17 GOP states ask federal court for right to deny transgender kids medical care


March 18 2021 protest of Arkansas's trans youth health care ban

March 18 2021 protest of Arkansas’s trans youth health care banPhoto: ACLU

GOP attorneys general for 17 different states told a federal court that they should be allowed to ban transgender youth from receiving life-saving gender-affirming medical care.

“We are concerned about the surge in recent years of children suffering from gender dysphoria and other forms of gender-related psychological distress,” wrote Alabama Attorney General Steve Marshall in a brief, where he goes on to claim that puberty blockers are “experimental” despite FDA approval for use in minors and decades of research showing that they’re effective in helping trans youth.

Related: Puberty blockers reduce suicidal thoughts in trans people. Republicans want to ban them.

The brief was filed in the case of Brandt et al. v.
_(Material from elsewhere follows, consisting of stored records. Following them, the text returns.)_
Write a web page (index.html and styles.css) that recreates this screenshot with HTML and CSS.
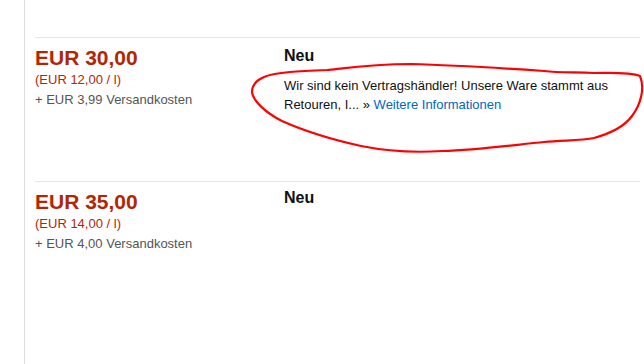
FILE: index.html
```html
<!DOCTYPE html>
<html lang="de">
<head>
    <meta charset="UTF-8">
    <meta name="viewport" content="width=device-width, initial-scale=1.0">
    <title>Angebote</title>
    <link rel="stylesheet" href="styles.css">
</head>
<body>
    <!-- Angebotsliste -->
    <div class="offers">
        <div class="offer-row">
            <div class="offer-price">
                <div class="price">EUR 30,00</div>
                <div class="unit-price">(EUR 12,00 / l)</div>
                <div class="shipping">+ EUR 3,99 Versandkosten</div>
            </div>
            <div class="offer-condition">
                <div class="condition">Neu</div>
                <div class="condition-note">
                    Wir sind kein Vertragshändler! Unsere Ware stammt aus Retouren, I... &raquo; <a href="#">Weitere Informationen</a>
                </div>
            </div>
        </div>

        <div class="offer-row">
            <div class="offer-price">
                <div class="price">EUR 35,00</div>
                <div class="unit-price">(EUR 14,00 / l)</div>
                <div class="shipping">+ EUR 4,00 Versandkosten</div>
            </div>
            <div class="offer-condition">
                <div class="condition condition-tight">Neu</div>
            </div>
        </div>
    </div>

    <!-- Markierung (Annotation) -->
    <svg class="markup" width="644" height="364" viewBox="0 0 644 364">
        <path d="M264,77 C276,72 300,71 327,70 C346,68 372,64 411,64 C450,65 500,68 544,71 C560,73 576,72 594,73 C612,73 630,72 640,76 C645,88 641,104 632,116 C624,127 612,133 594,138 C580,141 563,140 544,142 C520,144 482,150 442,151 C412,153 386,151 361,146 C334,140 302,130 282,121 C266,113 253,101 252,92 C252,85 257,80 264,77 Z"/>
    </svg>
</body>
</html>
```

FILE: styles.css
```css
body {
    margin: 0;
    background-color: #fff;
    font-family: "Liberation Sans", Arial, sans-serif;
    color: #111;
    position: relative;
}
.offers {
    margin-left: 24px;
    min-height: 100vh;
    box-sizing: border-box;
    border-left: 1px solid #ddd;
    padding: 37px 0 0 10px;
    width: 616px;
}
.offer-row {
    display: flex;
    border-top: 1px solid #e7e7e7;
    padding-top: 8px;
    min-height: 144px;
    box-sizing: border-box;
}
.offer-price {
    width: 249px;
    flex-shrink: 0;
    font-size: 13px;
    line-height: 20px;
}
.price {
    font-size: 21px;
    line-height: 24px;
    font-weight: bold;
    color: #b12704;
}
.unit-price {
    color: #b12704;
}
.shipping {
    color: #555;
}
.offer-condition {
    width: 350px;
}
.condition {
    font-size: 16px;
    line-height: 20px;
    font-weight: bold;
    color: #111;
    margin-bottom: 10px;
}
.condition-tight {
    margin-top: -2px;
}
.condition-note {
    font-size: 13px;
    line-height: 19px;
    color: #111;
}
.condition-note a {
    color: #0066c0;
    text-decoration: none;
}
.markup {
    position: absolute;
    top: 0;
    left: 0;
    pointer-events: none;
}
.markup path {
    fill: none;
    stroke: #f00;
    stroke-width: 2.2;
    stroke-linejoin: round;
}
```
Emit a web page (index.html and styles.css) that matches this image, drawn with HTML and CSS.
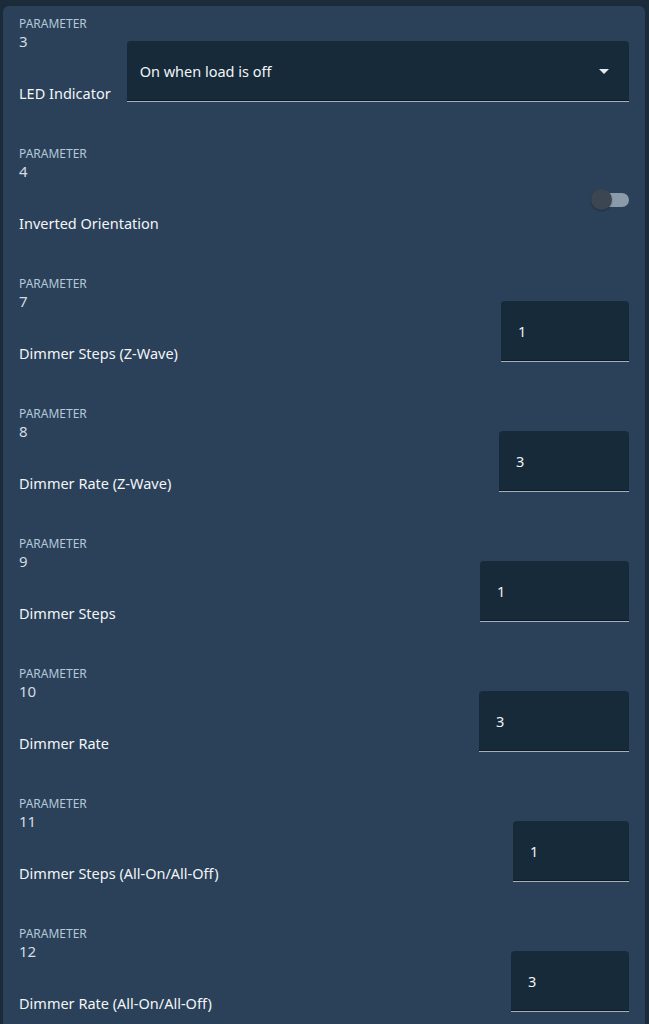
FILE: index.html
```html
<!DOCTYPE html>
<html lang="en">
<head>
  <meta charset="UTF-8" />
  <meta name="viewport" content="width=device-width, initial-scale=1.0"/>
  <title>Configuration</title>
  <link rel="stylesheet" href="styles.css">
</head>
<body>

  <div class="card">

    <div class="param">
      <div class="info">
        <div class="label">Parameter</div>
        <div class="num">3</div>
        <div class="title">LED Indicator</div>
      </div>
      <div class="select">
        <span>On when load is off</span>
        <svg class="arrow" width="10" height="5" viewBox="0 0 10 5"><path d="M0 0 L10 0 L5 5 Z" fill="#e6ebf0"/></svg>
      </div>
    </div>

    <div class="param">
      <div class="info">
        <div class="label">Parameter</div>
        <div class="num">4</div>
        <div class="title">Inverted Orientation</div>
      </div>
      <div class="switch">
        <div class="track"></div>
        <div class="thumb"></div>
      </div>
    </div>

    <div class="param">
      <div class="info">
        <div class="label">Parameter</div>
        <div class="num">7</div>
        <div class="title">Dimmer Steps (Z-Wave)</div>
      </div>
      <div class="field w128">1</div>
    </div>

    <div class="param">
      <div class="info">
        <div class="label">Parameter</div>
        <div class="num">8</div>
        <div class="title">Dimmer Rate (Z-Wave)</div>
      </div>
      <div class="field w130">3</div>
    </div>

    <div class="param">
      <div class="info">
        <div class="label">Parameter</div>
        <div class="num">9</div>
        <div class="title">Dimmer Steps</div>
      </div>
      <div class="field w149">1</div>
    </div>

    <div class="param">
      <div class="info">
        <div class="label">Parameter</div>
        <div class="num">10</div>
        <div class="title">Dimmer Rate</div>
      </div>
      <div class="field w150">3</div>
    </div>

    <div class="param">
      <div class="info">
        <div class="label">Parameter</div>
        <div class="num">11</div>
        <div class="title">Dimmer Steps (All-On/All-Off)</div>
      </div>
      <div class="field w116">1</div>
    </div>

    <div class="param">
      <div class="info">
        <div class="label">Parameter</div>
        <div class="num">12</div>
        <div class="title">Dimmer Rate (All-On/All-Off)</div>
      </div>
      <div class="field w118">3</div>
    </div>

  </div>

</body>
</html>
```

FILE: styles.css
```css
:root {
  --page-bg: #1b2b39;
  --card-bg: #2b4159;
  --field-bg: #172a3a;
  --label-color: #b4c8da;
  --num-color: #d3dbe3;
  --text-color: #f2f5f8;
  --line-color: #a3b0bd;
}

body {
  font-family: 'Noto Sans', 'Open Sans', sans-serif;
  background-color: var(--page-bg);
  color: var(--text-color);
  margin: 0;
  padding: 6px 4px 0 3px;
}

.card {
  background-color: var(--card-bg);
  border-radius: 6px 6px 0 0;
  padding: 11px 16px 20px;
}

.param {
  display: flex;
  align-items: flex-end;
  justify-content: space-between;
  margin-bottom: 44px;
}

.info {
  flex-shrink: 0;
  margin-right: 16px;
}

.label {
  font-size: 12px;
  line-height: 14px;
  text-transform: uppercase;
  color: var(--label-color);
}

.num {
  font-size: 15px;
  line-height: 20px;
  color: var(--num-color);
}

.title {
  margin-top: 32px;
  font-size: 14.5px;
  line-height: 20px;
  color: var(--text-color);
}

.select,
.field {
  box-sizing: border-box;
  height: 61px;
  margin-bottom: 1px;
  background-color: var(--field-bg);
  border-radius: 4px 4px 0 0;
  border-bottom: 1px solid var(--line-color);
  box-shadow: inset 0 -1px 0 #0d1923;
  display: flex;
  align-items: center;
  font-size: 14.5px;
  color: var(--text-color);
}

.select {
  flex: 1;
  justify-content: space-between;
  padding: 0 20px 0 13px;
}

.field {
  padding-left: 17px;
}

.w128 { width: 128px; }
.w130 { width: 130px; }
.w149 { width: 149px; }
.w150 { width: 150px; }
.w116 { width: 116px; }
.w118 { width: 118px; }

.switch {
  position: relative;
  width: 38px;
  height: 20px;
  margin-bottom: 23px;
}

.switch .track {
  position: absolute;
  left: 2px;
  top: 3px;
  width: 36px;
  height: 14px;
  border-radius: 7px;
  background-color: #8b9bab;
}

.switch .thumb {
  position: absolute;
  left: 0;
  top: -1px;
  width: 21px;
  height: 21px;
  border-radius: 50%;
  background-color: #3c4651;
  box-shadow: 0 1px 2px rgba(0, 0, 0, 0.3);
}
```
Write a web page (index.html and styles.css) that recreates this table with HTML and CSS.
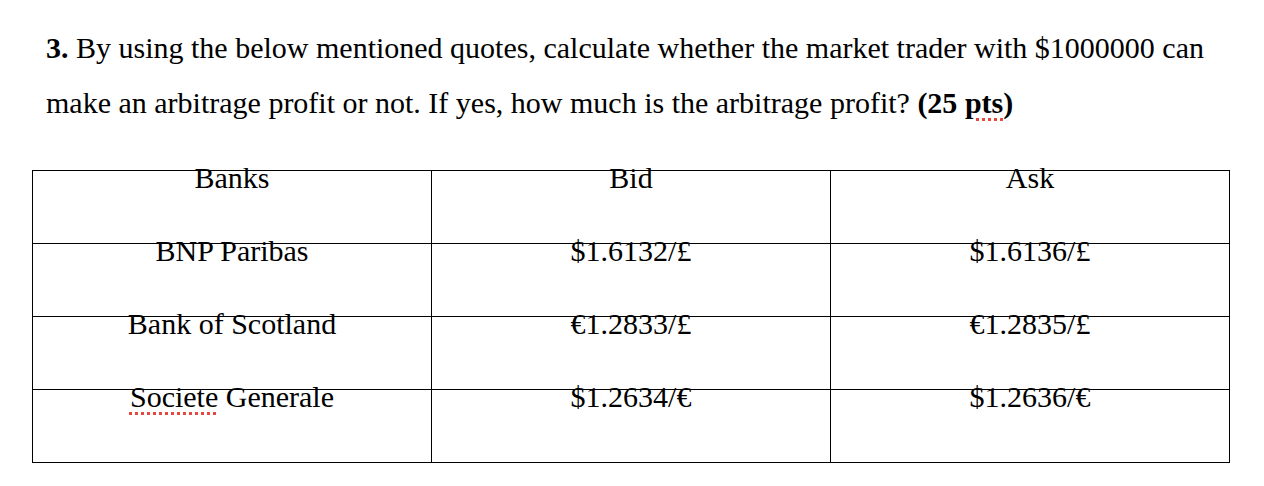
FILE: index.html
```html
<!DOCTYPE html>
<html>
<head>
<meta charset="utf-8">
<link rel="stylesheet" href="styles.css">
</head>
<body>
<div class="page">
  <p class="question"><b>3.</b> By using the below mentioned quotes, calculate whether the market trader with $1000000 can<br>make an arbitrage profit or not. If yes, how much is the arbitrage profit? <b>(25 <span class="spell">pts</span>)</b></p>
  <table class="quotes">
    <tr><td>Banks</td><td>Bid</td><td>Ask</td></tr>
    <tr><td>BNP Paribas</td><td>$1.6132/£</td><td>$1.6136/£</td></tr>
    <tr><td>Bank of Scotland</td><td>€1.2833/£</td><td>€1.2835/£</td></tr>
    <tr><td><span class="spell">Societe</span> Generale</td><td>$1.2634/€</td><td>$1.2636/€</td></tr>
  </table>
</div>
</body>
</html>
```

FILE: styles.css
```css
html, body {
  margin: 0;
  padding: 0;
  background: #fff;
}
body {
  font-family: "Liberation Serif", "Times New Roman", serif;
  color: #000;
}
.page {
  padding: 20px 0 0 32px;
}
.question {
  margin: 0 0 40px 14px;
  font-size: 30px;
  line-height: 55px;
}
.spell {
  text-decoration: underline dotted #e5483d;
  text-decoration-thickness: 3px;
  text-underline-offset: 5px;
}
.quotes {
  border-collapse: collapse;
  table-layout: fixed;
  width: 1198px;
}
.quotes td {
  height: 72px;
  border: 1px solid #000;
  padding: 0;
  vertical-align: top;
  text-align: center;
  font-size: 30px;
  line-height: 14px;
}
```
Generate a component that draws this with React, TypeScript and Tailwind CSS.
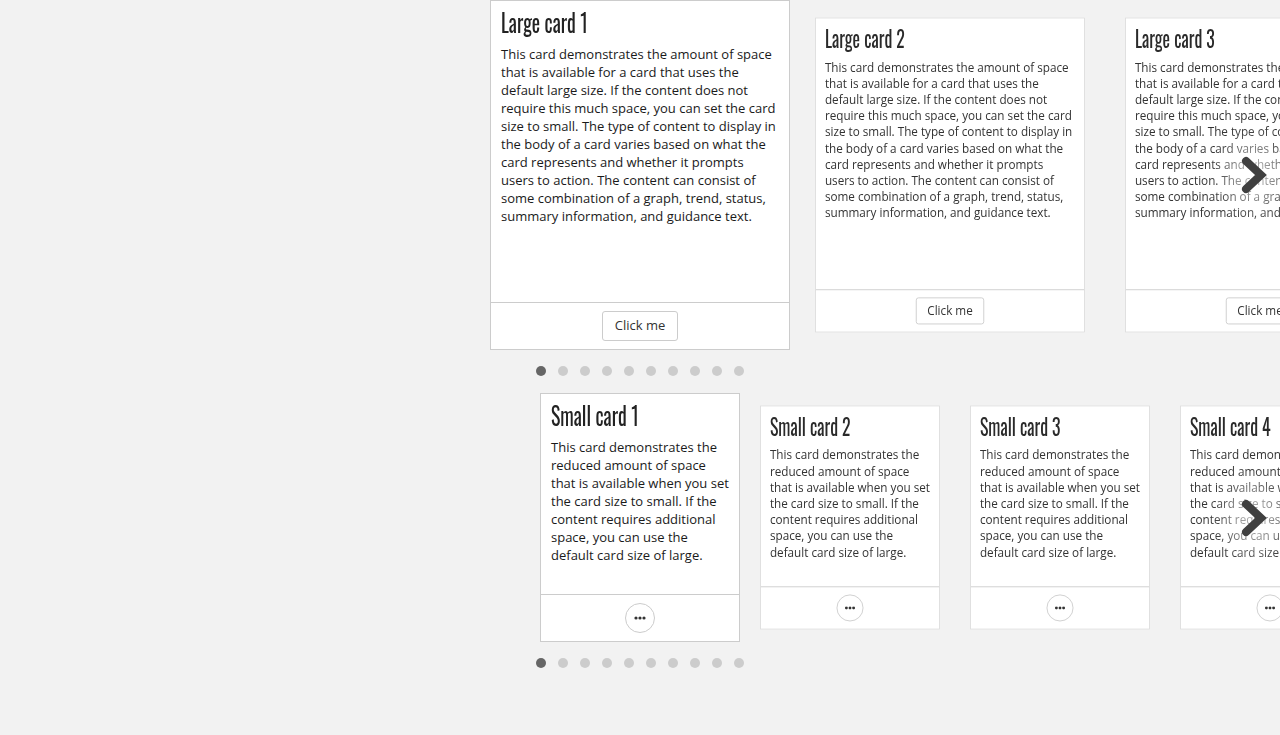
import clsx from 'clsx';

const LARGE_TEXT =
    'This card demonstrates the amount of space that is available for a card that uses the default large size. If the content does not require this much space, you can set the card size to small. The type of content to display in the body of a card varies based on what the card represents and whether it prompts users to action. The content can consist of some combination of a graph, trend, status, summary information, and guidance text.';

const SMALL_TEXT =
    'This card demonstrates the reduced amount of space that is available when you set the card size to small. If the content requires additional space, you can use the default card size of large.';

const titleFont = "font-['Oswald','Liberation_Sans_Narrow','DejaVu_Sans_Condensed',sans-serif]";
const bodyFont = "font-['Open_Sans','Noto_Sans',sans-serif]";

function CardTitle({ children, active }: { children: string; active: boolean }) {
    return (
        <h2
            className={clsx(
                titleFont,
                'h-[36px] text-[26px] leading-[36px] whitespace-nowrap',
                active ? 'text-[#222]' : 'text-[#2a2a2a] mt-[1px]'
            )}
        >
            <span className="inline-block origin-left scale-x-[0.76]">{children}</span>
        </h2>
    );
}

function LargeCard({ index, active }: { index: number; active: boolean }) {
    return (
        <div
            className={clsx(
                'w-[300px] h-[350px] shrink-0 bg-white border flex flex-col',
                active ? 'border-[#cccccc]' : 'scale-90 border-[#dddddd]'
            )}
        >
            <div className="flex-1 px-[10px] pt-[3px]">
                <CardTitle active={active}>{`Large card ${index}`}</CardTitle>
                <p className={clsx('mt-[5px] text-[13px] leading-[18px]', active ? 'text-[#1a1a1a]' : 'text-[#333]')}>
                    {LARGE_TEXT}
                </p>
            </div>
            <div className="h-[47px] border-t border-[#cccccc] flex items-center justify-center">
                <button className="h-[30px] w-[76px] bg-white border border-[#cccccc] rounded-[3px] text-[13px] text-[#333]">
                    Click me
                </button>
            </div>
        </div>
    );
}

function SmallCard({ index, active }: { index: number; active: boolean }) {
    return (
        <div
            className={clsx(
                'w-[200px] h-[249px] shrink-0 bg-white border flex flex-col',
                active ? 'border-[#cccccc]' : 'scale-90 border-[#dddddd]'
            )}
        >
            <div className="flex-1 px-[10px] pt-[3px]">
                <CardTitle active={active}>{`Small card ${index}`}</CardTitle>
                <p className={clsx('mt-[5px] text-[13px] leading-[18px]', active ? 'text-[#1a1a1a]' : 'text-[#333]')}>
                    {SMALL_TEXT}
                </p>
            </div>
            <div className="h-[47px] border-t border-[#cccccc] flex items-center justify-center">
                <button className="h-[30px] w-[30px] rounded-full bg-white border border-[#cccccc] flex items-center justify-center">
                    <svg width="12" height="4" viewBox="0 0 12 4">
                        <circle cx="2" cy="2" r="1.6" fill="#333" />
                        <circle cx="6" cy="2" r="1.6" fill="#333" />
                        <circle cx="10" cy="2" r="1.6" fill="#333" />
                    </svg>
                </button>
            </div>
        </div>
    );
}

function NextArrow() {
    return (
        <div className="absolute right-[13px] top-1/2 -translate-y-1/2 w-[26px] h-[38px] flex items-center justify-center">
            <div className="absolute -inset-[14px] rounded-full bg-white/60 blur-md" />
            <svg width="26" height="38" viewBox="0 0 26 38" className="relative">
                <polyline
                    points="5,5 20,19 5,33"
                    fill="none"
                    stroke="#404040"
                    strokeWidth="8"
                    strokeLinejoin="miter"
                    strokeLinecap="round"
                />
            </svg>
        </div>
    );
}

function Dots() {
    return (
        <div className="flex justify-center gap-[12px] h-[10px]">
            {Array.from({ length: 10 }).map((_, i) => (
                <span key={i} className={clsx('w-[10px] h-[10px] rounded-full', i === 0 ? 'bg-[#666]' : 'bg-[#cccccc]')} />
            ))}
        </div>
    );
}

export default function App() {
    return (
        <div className={clsx(bodyFont, 'w-full h-[735px] bg-[#f2f2f2] overflow-hidden')}>
            {/* Large cards */}
            <div className="relative">
                <div className="flex items-center gap-[10px] pl-[490px] h-[350px]">
                    {[1, 2, 3, 4].map((n) => (
                        <LargeCard key={n} index={n} active={n === 1} />
                    ))}
                </div>
                <NextArrow />
            </div>
            <div className="mt-[16px]">
                <Dots />
            </div>

            {/* Small cards */}
            <div className="relative mt-[17px]">
                <div className="flex items-center gap-[10px] pl-[540px] h-[249px]">
                    {[1, 2, 3, 4, 5].map((n) => (
                        <SmallCard key={n} index={n} active={n === 1} />
                    ))}
                </div>
                <NextArrow />
            </div>
            <div className="mt-[16px]">
                <Dots />
            </div>
        </div>
    );
}
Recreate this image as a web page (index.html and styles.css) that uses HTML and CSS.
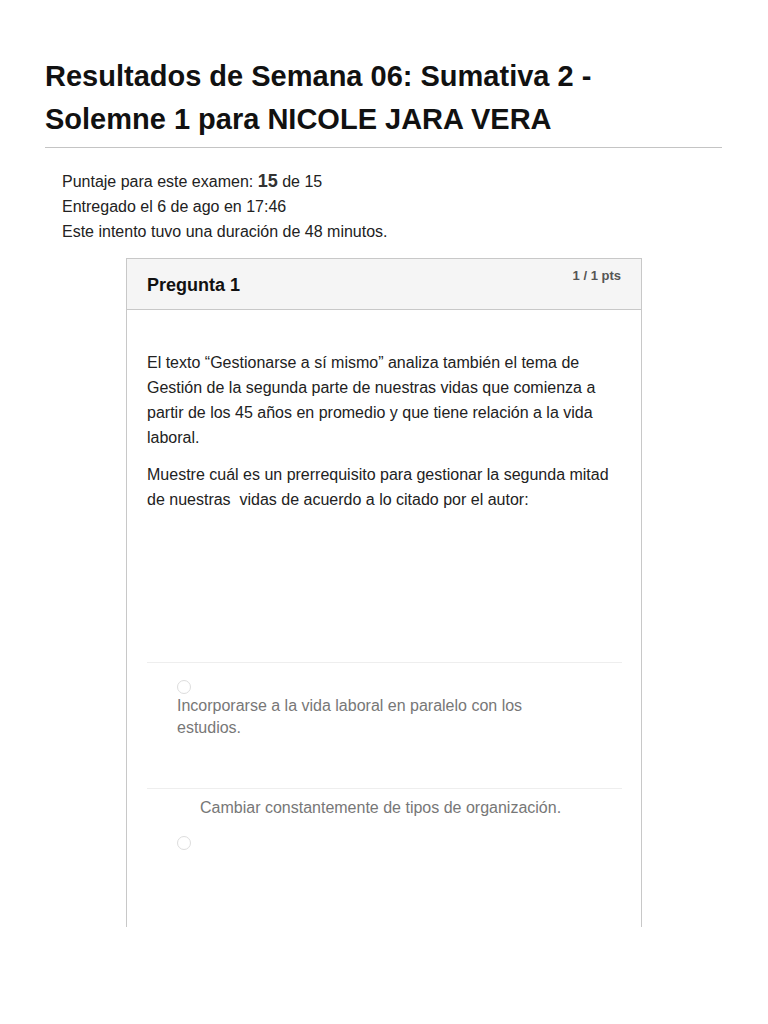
FILE: index.html
```html
<!DOCTYPE html>
<html lang="es">
<head>
<meta charset="utf-8">
<title>Resultados</title>
<link rel="stylesheet" href="styles.css">
</head>
<body>
<div class="page">
  <h1 class="title">Resultados de Semana 06: Sumativa 2 - Solemne 1 para NICOLE JARA VERA</h1>
  <hr class="rule">
  <div class="info">
    <div>Puntaje para este examen: <span class="score">15</span> de 15</div>
    <div>Entregado el 6 de ago en 17:46</div>
    <div>Este intento tuvo una duración de 48 minutos.</div>
  </div>
  <div class="card">
    <div class="card-head">
      <div class="q-title">Pregunta 1</div>
      <div class="pts">1 / 1 pts</div>
    </div>
    <div class="card-body">
      <p class="q-text">El texto “Gestionarse a sí mismo” analiza también el tema de Gestión de la segunda parte de nuestras vidas que comienza a partir de los 45 años en promedio y que tiene relación a la vida laboral.</p>
      <p class="q-text q-second">Muestre cuál es un prerrequisito para gestionar la segunda mitad de nuestras&nbsp; vidas de acuerdo a lo citado por el autor:</p>
      <div class="answers">
        <div class="answer a1">
          <span class="radio"></span>
          <div class="a-text">Incorporarse a la vida laboral en paralelo con los estudios.</div>
        </div>
        <div class="answer a2">
          <div class="a-text indent">Cambiar constantemente de tipos de organización.</div>
          <span class="radio"></span>
        </div>
      </div>
    </div>
  </div>
</div>
</body>
</html>
```

FILE: styles.css
```css
html, body {
  margin: 0;
  padding: 0;
  background: #ffffff;
}

body {
  font-family: "Liberation Sans", Arial, sans-serif;
  color: #222222;
}

.page {
  padding: 55px 46px 0 45px;
}

.title {
  margin: 0;
  font-size: 29px;
  line-height: 43px;
  font-weight: bold;
  color: #111111;
  max-width: 640px;
}

.rule {
  margin: 6px 0 0 0;
  border: 0;
  border-top: 1px solid #c4c4c4;
  height: 0;
}

.info {
  margin: 21px 0 0 17px;
  font-size: 16px;
  line-height: 25px;
  color: #222222;
}

.score {
  font-weight: bold;
  font-size: 18px;
  color: #333333;
}

.card {
  margin: 14px 0 0 81px;
  width: 516px;
  height: 669px;
  border: 1px solid #c8c8c8;
  border-bottom: 0;
  box-sizing: border-box;
}

.card-head {
  display: flex;
  justify-content: space-between;
  align-items: flex-start;
  background: #f5f5f5;
  border-bottom: 1px solid #c8c8c8;
  height: 51px;
  box-sizing: border-box;
  padding: 0 20px 0 20px;
}

.q-title {
  font-size: 18px;
  font-weight: bold;
  color: #111111;
  line-height: 20px;
  margin-top: 16px;
}

.pts {
  font-size: 13px;
  font-weight: bold;
  color: #555555;
  line-height: 16px;
  margin-top: 9px;
}

.card-body {
  padding: 40px 19px 0 20px;
}

.q-text {
  margin: 0;
  font-size: 16px;
  line-height: 25px;
  color: #222222;
}

.q-second {
  margin-top: 12px;
}

.answers {
  margin-top: 150px;
}

.answer {
  border-top: 1px solid #eeeeee;
  box-sizing: border-box;
  padding-left: 30px;
}

.a1 {
  height: 126px;
  padding-top: 17px;
}

.a2 {
  height: 124px;
  padding-top: 8px;
}

.radio {
  display: block;
  width: 12px;
  height: 12px;
  border: 1px solid #dddddd;
  border-radius: 50%;
}

.a1 .radio {
  margin-bottom: 1px;
}

.a-text {
  font-size: 16px;
  line-height: 22px;
  color: #777777;
  max-width: 380px;
}

.a2 .radio {
  margin-top: 17px;
}

.indent {
  padding-left: 23px;
  max-width: none;
}
```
Rutledge et al., the ACLU’s challenge to Arkansas’s law that banned doctors from providing gender-affirming health care for minors. Experts on trans youth health worry that the law could lead to trans youth not getting the medical treatment they need and perhaps seeking it on the black market.

Arkansas Gov. Asa Hutchinson (R) vetoed the bill, saying that “conservative philosophy” says that “restraint is better than overbroad actions that interfere with important relationships in our society,” speaking about how the ban would interfere with doctors providing the best care possible for their patients. The state legislature overrode his veto.

Marshal wrote and attorneys general from 16 other states signed a brief to help Arkansas keep their trans health care ban. Their argument essentially boils down to a claim that they as lawyers know better than doctors who treat trans youth what is the best medical treatment option.

“The evidence also shows that nearly all children whose gender dysphoria is treated with puberty blockers to ‘buy time’ will proceed to take cross-sex hormones and seek other medical interventions with irreversible effects,” the brief states, effectively saying that trans young people will grow up and become trans adults.

Marshall names a list of “lifelong consequences” that are possible when one transitions, like infertility and “social risks from delayed puberty.”

One study found that puberty blockers drastically reduce lifelong suicidal thoughts for transgender people who want them and get them by delaying the permanent changes that come with puberty. Another study found that trans youth reported “feeling happier, feeling more comfortable, better relationships with family and peers and positive changes in gender role” because of puberty blockers.

The brief was signed by the attorneys general of Alabama, Alaska, Arizona, Georgia, Idaho, Indiana, Kansas, Kentucky, Louisiana, Mississippi, Missouri, Montana, Nebraska, South Carolina, South Dakota, Tennessee, and Texas.

“This many states have just weighed in to defend banning health care for trans youth. My heart hurts a little,” wrote ACLU attorney Chase Strangio on Twitter.

The ACLU claims in the lawsuit that Arkansas’s law violates trans people’s constitutional rights to equal protection and due process. The Biden administration’s Department of Justice has sided with trans youth in this case.